Kittyhawk To Shut Down; Wisk Aero To Continue

Kittyhawk Heaviside
Credit: Kittyhawk

Even as news broke that the decision had been made to cease operations of advanced air mobility (AAM) startup Kittyhawk, the company was advertising job openings in human resources, purchasing and engineering, and for a flight test engineer.

The company announced the decision in a LinkedIn post on Sept. 21. 

It is the first major shakeup in the emerging AAM industry, which has attracted billions of dollars of investment and support from government agencies, ranging from city councils to federal agencies. Kittyhawk was ranked 10th on the Aviation Week/SMG Consulting Advanced Air Mobility Reality Index as recently as August 2022. 

Kittyhawk was, per Larry Page's vision, a moonshot, a make it or break it venture,” says Sergio Cecutta, partner at SMG Consulting and the developer of the AAM Reality Index. “They went for a vehicle that would allow for point-to-point passenger transportation without any first or last mile multimodality. Heaviside was a product ahead of the urban air mobility market development.”

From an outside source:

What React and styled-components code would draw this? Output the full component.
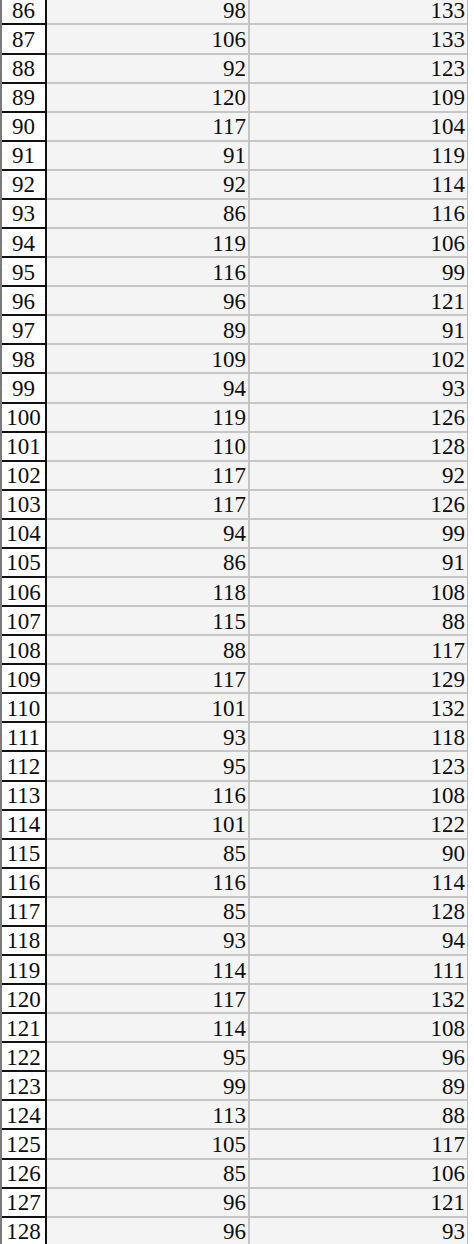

Google founder Larry Page launched Kittyhawk as Zee.Aero, hiring Sebastian Thrun to create a new electric vertical takeoff and landing aircraft (eVTOL). Thrun had led experimental projects at Google, including its efforts to develop self-driving cars, which spun off to a new business called Waymo. The company unveiled its Flyer air vehicle in 2018 and then introduced the Cora, a two-seat autonomous air taxi. 

In 2019, Kittyhawk unveiled a third eVTOL, Project Heaviside. In the same time period, the company entered into a partnership with Boeing to bring together the innovation of Kittyhawk’s Cora division with Boeing’s scale and experience. The partners then established a joint venture, Wisk Aero, to advance the autonomous air taxi. Then in 2020, the company shut down its Flyer program while continuing work on Heaviside. 

Kittyhawk is among a select group of eVTOL developers chosen by the U.S. Air Force’s Agility Prime to take part in development efforts to benefit commercial transport, but also provide new capabilities for the military.

Ironically, the Kittyhawk announcement came two days after Wisk Aero released its concept of operations for the autonomous air taxi. There are no plans to shut down Wisk.

Carole Rickard Hedden

Carole Rickard Hedden was Executive Editor for custom content and Program Excellence for the Aviation Week Network, providing custom content and research to industry executives.

Comments

1 Comment
I see no irony in Kittyhawks's announcement. I rather see it as a consequence of Boeing's UAM roadmap. It outlines that technologies and ATM/ATC approaches required for autonomous flight on one hand and large-scale air taxi operations on the other are neither supported in the near-term, nor in the mid-term. This should send some ripples across the eVTOL community, unless enthusiastic investors chose to ignore the implications and stick with the current narrative.